PS--I've turned off comments, and intend to continue keeping comments turned off on this blog. To be honest, for years (literally, I'm not exaggerating) the only comments I ever get on here have been spam. So, sorry. I will, as always, post links to these blogs on my Facebook Author Page, so you can always follow me there and comment if you have something to say. 


Monday, July 20, 2020

Bringing the Focus in on Middle Grade Fiction

It's been a long time since I've written about writing on here. But this past weekend I participated in the online Realm Makers Conference (The Pandemic Edition) and I watched a session on editing that focused a lot on Middle Grade fiction. The speaker, an editor named Brian Kohl, said something I wish more people understood.

Young readers, with every page of a book they read, want to know three things: who the main character is, what they are doing, and what they are feeling.
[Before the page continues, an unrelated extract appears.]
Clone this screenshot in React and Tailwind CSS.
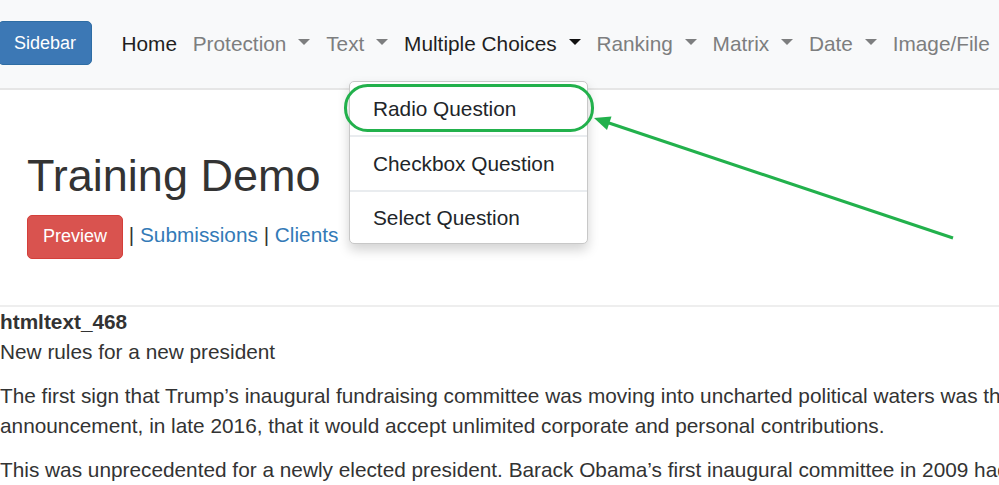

Anything else doesn't belong in the story. (That's, I think, pretty close to his words, if not exact.)

This has been a stumbling block for me while writing my MG ghost story. Critique group members will point out that certain things are not explained. They're looking for more exposition. More details that show why things are the way they are. For example, I once asked, in a Facebook group for writers, a bunch of questions regarding body decomposition for a specific scene. I got soooooo much information. I put sooooooo little of it in the actual scene. I simply didn't want to get the facts wrong, but the truth is, the character is going to see what she sees, and only what she sees, and the reader doesn't need to know one jot more.
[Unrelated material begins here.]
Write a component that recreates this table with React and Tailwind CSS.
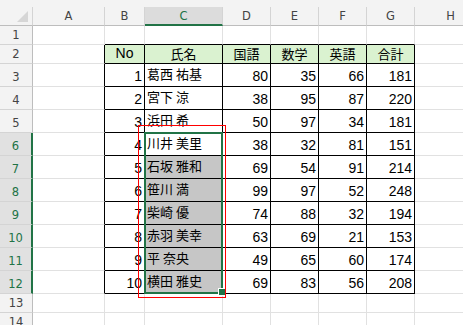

I've been stressing so much about other research I need to do for this book. Worried readers are going to find historical inaccuracies, worried they'll find things inconsistent and implausible. Worried I need to do lots of explaining to make sure it all ties together neatly. But the fact is, I don't. Yes, I need to do the research because I don't want misinformation in my story. But I do not need the reader to understand anything the main character either doesn't understand or doesn't concern herself with.

Middle grade fiction is aimed at kids for whom the universe consists of what directly affects them, and no more. I'm not saying youngsters aren't smart--they are wicked smart. I'm not saying they're selfish--they are incredibly caring. I'm saying that developmentally they haven't reached a point where they're looking to find their place in the world. That's what being a teenager is about. That's the function of YA fiction--teens are finally looking outward, seeking footing in an ever-expanding universe, figuring out their positioning in relation to everything and everyone else. But middle graders want books that bring them in, books that connect with them where they are, stories that make them heroes in a universe of which they are the center.
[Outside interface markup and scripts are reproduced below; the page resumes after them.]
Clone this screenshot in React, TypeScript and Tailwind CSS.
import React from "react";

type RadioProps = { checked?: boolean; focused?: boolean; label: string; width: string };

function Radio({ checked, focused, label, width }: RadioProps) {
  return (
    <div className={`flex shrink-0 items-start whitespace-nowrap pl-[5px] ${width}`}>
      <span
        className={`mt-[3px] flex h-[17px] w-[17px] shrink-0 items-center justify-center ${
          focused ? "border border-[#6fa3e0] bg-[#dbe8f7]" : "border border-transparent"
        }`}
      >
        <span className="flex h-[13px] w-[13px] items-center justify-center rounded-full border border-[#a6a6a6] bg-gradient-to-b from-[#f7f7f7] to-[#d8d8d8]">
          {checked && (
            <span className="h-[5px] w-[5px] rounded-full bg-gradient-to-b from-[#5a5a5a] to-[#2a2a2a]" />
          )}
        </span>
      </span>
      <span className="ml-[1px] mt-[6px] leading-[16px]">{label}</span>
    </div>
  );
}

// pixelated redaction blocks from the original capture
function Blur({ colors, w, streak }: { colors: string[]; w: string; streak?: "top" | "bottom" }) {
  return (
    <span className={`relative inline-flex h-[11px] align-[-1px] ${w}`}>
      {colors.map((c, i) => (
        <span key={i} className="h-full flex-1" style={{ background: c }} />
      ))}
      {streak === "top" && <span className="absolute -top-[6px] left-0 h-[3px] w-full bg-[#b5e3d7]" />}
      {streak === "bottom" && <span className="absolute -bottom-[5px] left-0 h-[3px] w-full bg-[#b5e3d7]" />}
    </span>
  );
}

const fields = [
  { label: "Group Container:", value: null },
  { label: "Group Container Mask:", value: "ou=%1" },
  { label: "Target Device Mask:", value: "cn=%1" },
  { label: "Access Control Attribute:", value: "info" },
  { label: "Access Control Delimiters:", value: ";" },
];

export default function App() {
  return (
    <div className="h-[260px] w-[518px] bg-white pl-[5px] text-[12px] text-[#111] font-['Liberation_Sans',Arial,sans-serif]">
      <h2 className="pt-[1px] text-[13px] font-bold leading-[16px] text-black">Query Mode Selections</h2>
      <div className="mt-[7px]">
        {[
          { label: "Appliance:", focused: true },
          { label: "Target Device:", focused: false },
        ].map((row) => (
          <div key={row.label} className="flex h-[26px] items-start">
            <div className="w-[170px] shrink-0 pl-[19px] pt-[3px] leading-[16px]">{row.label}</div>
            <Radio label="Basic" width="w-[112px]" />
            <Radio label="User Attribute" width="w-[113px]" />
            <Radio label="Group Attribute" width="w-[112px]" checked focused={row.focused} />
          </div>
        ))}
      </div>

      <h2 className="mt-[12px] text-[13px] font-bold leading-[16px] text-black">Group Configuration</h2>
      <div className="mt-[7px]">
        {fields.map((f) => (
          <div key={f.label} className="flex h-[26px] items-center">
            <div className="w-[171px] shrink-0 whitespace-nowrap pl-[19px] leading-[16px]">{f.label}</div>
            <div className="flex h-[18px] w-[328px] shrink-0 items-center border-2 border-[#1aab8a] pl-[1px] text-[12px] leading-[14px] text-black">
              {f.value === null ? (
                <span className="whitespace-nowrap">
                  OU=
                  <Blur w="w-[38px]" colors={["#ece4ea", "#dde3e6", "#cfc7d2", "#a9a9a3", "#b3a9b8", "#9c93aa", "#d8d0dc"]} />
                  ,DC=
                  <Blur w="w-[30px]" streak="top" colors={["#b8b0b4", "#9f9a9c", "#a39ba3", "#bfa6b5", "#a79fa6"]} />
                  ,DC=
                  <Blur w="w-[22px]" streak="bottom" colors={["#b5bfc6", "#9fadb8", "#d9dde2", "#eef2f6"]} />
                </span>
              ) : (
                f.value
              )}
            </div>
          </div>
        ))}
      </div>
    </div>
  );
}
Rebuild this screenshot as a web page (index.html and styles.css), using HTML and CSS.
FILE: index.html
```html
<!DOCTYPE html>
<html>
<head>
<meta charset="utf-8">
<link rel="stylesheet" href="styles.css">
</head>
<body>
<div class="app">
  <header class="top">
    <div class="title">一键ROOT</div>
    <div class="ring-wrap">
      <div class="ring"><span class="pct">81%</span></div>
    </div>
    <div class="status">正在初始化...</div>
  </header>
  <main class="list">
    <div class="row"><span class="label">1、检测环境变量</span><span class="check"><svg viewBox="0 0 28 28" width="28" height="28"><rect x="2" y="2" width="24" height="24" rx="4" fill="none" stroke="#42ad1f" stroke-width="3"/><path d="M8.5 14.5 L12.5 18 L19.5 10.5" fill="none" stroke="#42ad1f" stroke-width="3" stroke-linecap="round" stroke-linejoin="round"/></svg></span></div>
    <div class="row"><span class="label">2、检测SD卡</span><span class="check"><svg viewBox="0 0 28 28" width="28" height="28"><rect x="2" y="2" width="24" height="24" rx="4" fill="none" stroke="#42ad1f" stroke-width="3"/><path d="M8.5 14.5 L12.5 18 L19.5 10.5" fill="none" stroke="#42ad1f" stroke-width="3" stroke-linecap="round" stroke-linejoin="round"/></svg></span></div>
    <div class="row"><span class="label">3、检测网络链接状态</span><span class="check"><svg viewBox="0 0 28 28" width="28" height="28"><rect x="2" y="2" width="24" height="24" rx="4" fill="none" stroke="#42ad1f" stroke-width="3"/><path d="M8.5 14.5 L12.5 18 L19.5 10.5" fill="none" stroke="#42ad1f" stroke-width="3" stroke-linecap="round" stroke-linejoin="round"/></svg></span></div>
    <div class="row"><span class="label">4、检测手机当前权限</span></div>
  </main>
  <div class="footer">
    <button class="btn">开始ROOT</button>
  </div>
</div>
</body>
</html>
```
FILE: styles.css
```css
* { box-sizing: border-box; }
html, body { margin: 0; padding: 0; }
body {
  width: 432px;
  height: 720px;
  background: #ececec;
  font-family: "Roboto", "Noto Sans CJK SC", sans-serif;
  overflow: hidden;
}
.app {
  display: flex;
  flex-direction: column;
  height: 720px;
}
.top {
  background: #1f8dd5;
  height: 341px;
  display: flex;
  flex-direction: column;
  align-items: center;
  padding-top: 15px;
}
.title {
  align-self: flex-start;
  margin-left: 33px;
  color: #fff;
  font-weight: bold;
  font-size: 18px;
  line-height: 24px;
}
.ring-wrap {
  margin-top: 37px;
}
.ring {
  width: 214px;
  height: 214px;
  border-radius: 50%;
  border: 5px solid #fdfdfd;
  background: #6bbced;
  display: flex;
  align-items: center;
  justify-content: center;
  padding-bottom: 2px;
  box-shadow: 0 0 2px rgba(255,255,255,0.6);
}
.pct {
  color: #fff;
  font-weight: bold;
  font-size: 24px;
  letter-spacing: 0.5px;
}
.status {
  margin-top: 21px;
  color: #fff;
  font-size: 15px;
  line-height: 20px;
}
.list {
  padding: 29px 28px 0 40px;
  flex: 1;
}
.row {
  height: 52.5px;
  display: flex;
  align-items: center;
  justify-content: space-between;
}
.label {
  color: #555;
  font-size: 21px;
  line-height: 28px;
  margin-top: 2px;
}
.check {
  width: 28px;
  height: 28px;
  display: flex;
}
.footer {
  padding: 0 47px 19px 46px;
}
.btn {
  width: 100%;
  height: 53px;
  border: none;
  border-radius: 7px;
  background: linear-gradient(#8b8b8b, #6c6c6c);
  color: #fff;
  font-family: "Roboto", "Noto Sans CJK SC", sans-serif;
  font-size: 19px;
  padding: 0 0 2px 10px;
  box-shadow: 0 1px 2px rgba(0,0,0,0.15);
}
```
I personally think that is part of the reason I love MG fiction even now. It allows me to let go of the rest of the world. Especially these days, with the world gone mad. Yes, it's kind of an escape, which makes my love of MG fiction a bit different from its function for actual middle graders, but we shouldn't put adult fiction expectations on MG fiction. It has nothing to do with dumbing things down -- it's all about a shift in perspective. It's not limiting the view, but seeing things through different eyes, reconnecting with the child inside us who doesn't have to filter everything through life experience.

Anyway the session did what I had hoped it would: it got me motivated to get working on my manuscript again because I've been reminded what I knew all along, which is to stay focused on the story itself and keep telling it the way I've been doing so.

Just a note: Yes, I know the images (of my original art) I added to this post seemingly have nothing to do with the topic. But, if you look closely, they actually illustrate what I'm talking about. A different perspective. Bringing the focus in. Seeing how someone's world may be big to them even though it looks small to you.